Write the data below out exactly as it stands. Do not include the pictures.
──────
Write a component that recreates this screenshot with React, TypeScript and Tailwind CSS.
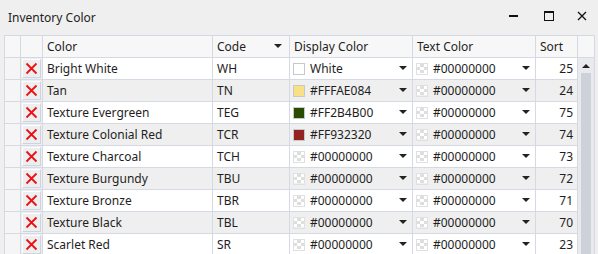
import React from "react";

type Row = { name: string; code: string; disp: string; sw: string | null; sort: number };

const rows: Row[] = [
  { name: "Bright White", code: "WH", disp: "White", sw: "#ffffff", sort: 25 },
  { name: "Tan", code: "TN", disp: "#FFFAE084", sw: "#fae084", sort: 24 },
  { name: "Texture Evergreen", code: "TEG", disp: "#FF2B4B00", sw: "#2b4b00", sort: 75 },
  { name: "Texture Colonial Red", code: "TCR", disp: "#FF932320", sw: "#932320", sort: 74 },
  { name: "Texture Charcoal", code: "TCH", disp: "#00000000", sw: null, sort: 73 },
  { name: "Texture Burgundy", code: "TBU", disp: "#00000000", sw: null, sort: 72 },
  { name: "Texture Bronze", code: "TBR", disp: "#00000000", sw: null, sort: 71 },
  { name: "Texture Black", code: "TBL", disp: "#00000000", sw: null, sort: 70 },
  { name: "Scarlet Red", code: "SR", disp: "#00000000", sw: null, sort: 23 },
];

function Swatch({ c }: { c: string | null }) {
  if (c) {
    return <div className="w-[12px] h-[12px] shrink-0 border border-[#c8c8c8]" style={{ background: c }} />;
  }
  return (
    <div className="w-[12px] h-[12px] shrink-0 border border-[#e0e0e0] grid grid-cols-3 grid-rows-3">
      {[0, 1, 2, 3, 4, 5, 6, 7, 8].map((i) => (
        <div key={i} className={i % 2 === 0 ? "bg-[#ffffff]" : "bg-[#dedede]"} />
      ))}
    </div>
  );
}

function Caret() {
  return (
    <svg width="8" height="5" viewBox="0 0 8 5" className="shrink-0">
      <path d="M0 0 L8 0 L4 4 Z" fill="#222" />
    </svg>
  );
}

function RedX() {
  return (
    <svg width="13" height="13" viewBox="0 0 13 13">
      <path d="M1.5 1.5 L11.5 11.5 M11.5 1.5 L1.5 11.5" stroke="#ee1111" strokeWidth="1.8" />
    </svg>
  );
}

const border = "border-r border-b border-[#d5d9e3]";

export default function App() {
  return (
    <div
      className="w-[598px] h-[254px] bg-[#efefef] overflow-hidden text-[12px] text-[#1e1e1e]"
      style={{ fontFamily: '"Noto Sans", "Open Sans", sans-serif' }}
    >
      <div className="h-[35px] flex items-center justify-between pl-[8px]">
        <div className="text-[12px] text-[#222]">Inventory Color</div>
        <div className="flex items-center h-full">
          <div className="w-[38px] h-full flex items-center justify-center -mt-[4px]">
            <div className="w-[9px] h-[2px] bg-[#111]" />
          </div>
          <div className="w-[34px] h-full flex items-center justify-center -mt-[4px]">
            <div className="w-[10px] h-[10px] border border-[#111] border-t-[2px]" />
          </div>
          <div className="w-[32px] h-full flex items-center justify-center -mt-[4px]">
            <svg width="10" height="10" viewBox="0 0 10 10">
              <path d="M1 1 L9 9 M9 1 L1 9" stroke="#111" strokeWidth="1.3" />
            </svg>
          </div>
        </div>
      </div>
      <div className="ml-[4px] w-[591px] border-l border-t border-[#d5d9e3] bg-white flex">
        <div className="flex flex-col">
          <div className="flex h-[22px] bg-[#f7f7f7]">
            <div className={`w-[16px] ${border}`} />
            <div className={`w-[22px] ${border}`} />
            <div className={`w-[170px] ${border} flex items-center pl-[4px]`}>Color</div>
            <div className={`w-[77px] ${border} flex items-center justify-between pl-[4px] pr-[7px]`}>
              <span>Code</span>
              <Caret />
            </div>
            <div className={`w-[123px] ${border} flex items-center pl-[4px]`}>Display Color</div>
            <div className={`w-[123px] ${border} flex items-center pl-[4px]`}>Text Color</div>
            <div className={`w-[42px] ${border} flex items-center pl-[4px]`}>Sort</div>
          </div>
          {rows.map((r, i) => {
            const bg = i % 2 === 1 ? "bg-[#efefef]" : "bg-white";
            return (
              <div key={r.code} className={`flex h-[22px] ${bg}`}>
                <div className={`w-[16px] ${border} bg-[#f5f5f5]`} />
                <div className={`w-[22px] ${border} bg-[#eceef2] flex items-center justify-center`}>
                  <div className="w-[19px] h-[19px] border border-white border-r-[#cfd3dc] border-b-[#cfd3dc] flex items-center justify-center">
                    <RedX />
                  </div>
                </div>
                <div className={`w-[170px] ${border} flex items-center pl-[4px]`}>{r.name}</div>
                <div className={`w-[77px] ${border} flex items-center pl-[4px]`}>{r.code}</div>
                <div className={`w-[123px] ${border} flex items-center pl-[3px] pr-[5px] gap-[5px]`}>
                  <Swatch c={r.sw} />
                  <span className="flex-1">{r.disp}</span>
                  <Caret />
                </div>
                <div className={`w-[123px] ${border} flex items-center pl-[3px] pr-[5px] gap-[5px]`}>
                  <Swatch c={null} />
                  <span className="flex-1">#00000000</span>
                  <Caret />
                </div>
                <div className={`w-[42px] ${border} flex items-center justify-end pr-[4px]`}>{r.sort}</div>
              </div>
            );
          })}
        </div>
        <div className="w-[18px] flex flex-col">
          <div className="h-[22px] border-b border-r border-[#d5d9e3] bg-[#f7f7f7]" />
          <div className="flex-1 bg-[#e9eaee] border-r border-[#d5d9e3] flex flex-col items-center pt-[6px]">
            <svg width="8" height="5" viewBox="0 0 8 5">
              <path d="M0 4 L8 4 L4 0 Z" fill="#222" />
            </svg>
            <div className="mt-[4px] w-[10px] flex-1 bg-[#cdd1da]" />
          </div>
        </div>
      </div>
    </div>
  );
}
──────
THE ANSWER:
Write a component that recreates this screenshot with React, TypeScript and Tailwind CSS.
import React from "react";

type Row = { name: string; code: string; disp: string; sw: string | null; sort: number };

const rows: Row[] = [
  { name: "Bright White", code: "WH", disp: "White", sw: "#ffffff", sort: 25 },
  { name: "Tan", code: "TN", disp: "#FFFAE084", sw: "#fae084", sort: 24 },
  { name: "Texture Evergreen", code: "TEG", disp: "#FF2B4B00", sw: "#2b4b00", sort: 75 },
  { name: "Texture Colonial Red", code: "TCR", disp: "#FF932320", sw: "#932320", sort: 74 },
  { name: "Texture Charcoal", code: "TCH", disp: "#00000000", sw: null, sort: 73 },
  { name: "Texture Burgundy", code: "TBU", disp: "#00000000", sw: null, sort: 72 },
  { name: "Texture Bronze", code: "TBR", disp: "#00000000", sw: null, sort: 71 },
  { name: "Texture Black", code: "TBL", disp: "#00000000", sw: null, sort: 70 },
  { name: "Scarlet Red", code: "SR", disp: "#00000000", sw: null, sort: 23 },
];

function Swatch({ c }: { c: string | null }) {
  if (c) {
    return <div className="w-[12px] h-[12px] shrink-0 border border-[#c8c8c8]" style={{ background: c }} />;
  }
  return (
    <div className="w-[12px] h-[12px] shrink-0 border border-[#e0e0e0] grid grid-cols-3 grid-rows-3">
      {[0, 1, 2, 3, 4, 5, 6, 7, 8].map((i) => (
        <div key={i} className={i % 2 === 0 ? "bg-[#ffffff]" : "bg-[#dedede]"} />
      ))}
    </div>
  );
}

function Caret() {
  return (
    <svg width="8" height="5" viewBox="0 0 8 5" className="shrink-0">
      <path d="M0 0 L8 0 L4 4 Z" fill="#222" />
    </svg>
  );
}

function RedX() {
  return (
    <svg width="13" height="13" viewBox="0 0 13 13">
      <path d="M1.5 1.5 L11.5 11.5 M11.5 1.5 L1.5 11.5" stroke="#ee1111" strokeWidth="1.8" />
    </svg>
  );
}

const border = "border-r border-b border-[#d5d9e3]";

export default function App() {
  return (
    <div
      className="w-[598px] h-[254px] bg-[#efefef] overflow-hidden text-[12px] text-[#1e1e1e]"
      style={{ fontFamily: '"Noto Sans", "Open Sans", sans-serif' }}
    >
      <div className="h-[35px] flex items-center justify-between pl-[8px]">
        <div className="text-[12px] text-[#222]">Inventory Color</div>
        <div className="flex items-center h-full">
          <div className="w-[38px] h-full flex items-center justify-center -mt-[4px]">
            <div className="w-[9px] h-[2px] bg-[#111]" />
          </div>
          <div className="w-[34px] h-full flex items-center justify-center -mt-[4px]">
            <div className="w-[10px] h-[10px] border border-[#111] border-t-[2px]" />
          </div>
          <div className="w-[32px] h-full flex items-center justify-center -mt-[4px]">
            <svg width="10" height="10" viewBox="0 0 10 10">
              <path d="M1 1 L9 9 M9 1 L1 9" stroke="#111" strokeWidth="1.3" />
            </svg>
          </div>
        </div>
      </div>
      <div className="ml-[4px] w-[591px] border-l border-t border-[#d5d9e3] bg-white flex">
        <div className="flex flex-col">
          <div className="flex h-[22px] bg-[#f7f7f7]">
            <div className={`w-[16px] ${border}`} />
            <div className={`w-[22px] ${border}`} />
            <div className={`w-[170px] ${border} flex items-center pl-[4px]`}>Color</div>
            <div className={`w-[77px] ${border} flex items-center justify-between pl-[4px] pr-[7px]`}>
              <span>Code</span>
              <Caret />
            </div>
            <div className={`w-[123px] ${border} flex items-center pl-[4px]`}>Display Color</div>
            <div className={`w-[123px] ${border} flex items-center pl-[4px]`}>Text Color</div>
            <div className={`w-[42px] ${border} flex items-center pl-[4px]`}>Sort</div>
          </div>
          {rows.map((r, i) => {
            const bg = i % 2 === 1 ? "bg-[#efefef]" : "bg-white";
            return (
              <div key={r.code} className={`flex h-[22px] ${bg}`}>
                <div className={`w-[16px] ${border} bg-[#f5f5f5]`} />
                <div className={`w-[22px] ${border} bg-[#eceef2] flex items-center justify-center`}>
                  <div className="w-[19px] h-[19px] border border-white border-r-[#cfd3dc] border-b-[#cfd3dc] flex items-center justify-center">
                    <RedX />
                  </div>
                </div>
                <div className={`w-[170px] ${border} flex items-center pl-[4px]`}>{r.name}</div>
                <div className={`w-[77px] ${border} flex items-center pl-[4px]`}>{r.code}</div>
                <div className={`w-[123px] ${border} flex items-center pl-[3px] pr-[5px] gap-[5px]`}>
                  <Swatch c={r.sw} />
                  <span className="flex-1">{r.disp}</span>
                  <Caret />
                </div>
                <div className={`w-[123px] ${border} flex items-center pl-[3px] pr-[5px] gap-[5px]`}>
                  <Swatch c={null} />
                  <span className="flex-1">#00000000</span>
                  <Caret />
                </div>
                <div className={`w-[42px] ${border} flex items-center justify-end pr-[4px]`}>{r.sort}</div>
              </div>
            );
          })}
        </div>
        <div className="w-[18px] flex flex-col">
          <div className="h-[22px] border-b border-r border-[#d5d9e3] bg-[#f7f7f7]" />
          <div className="flex-1 bg-[#e9eaee] border-r border-[#d5d9e3] flex flex-col items-center pt-[6px]">
            <svg width="8" height="5" viewBox="0 0 8 5">
              <path d="M0 4 L8 4 L4 0 Z" fill="#222" />
            </svg>
            <div className="mt-[4px] w-[10px] flex-1 bg-[#cdd1da]" />
          </div>
        </div>
      </div>
    </div>
  );
}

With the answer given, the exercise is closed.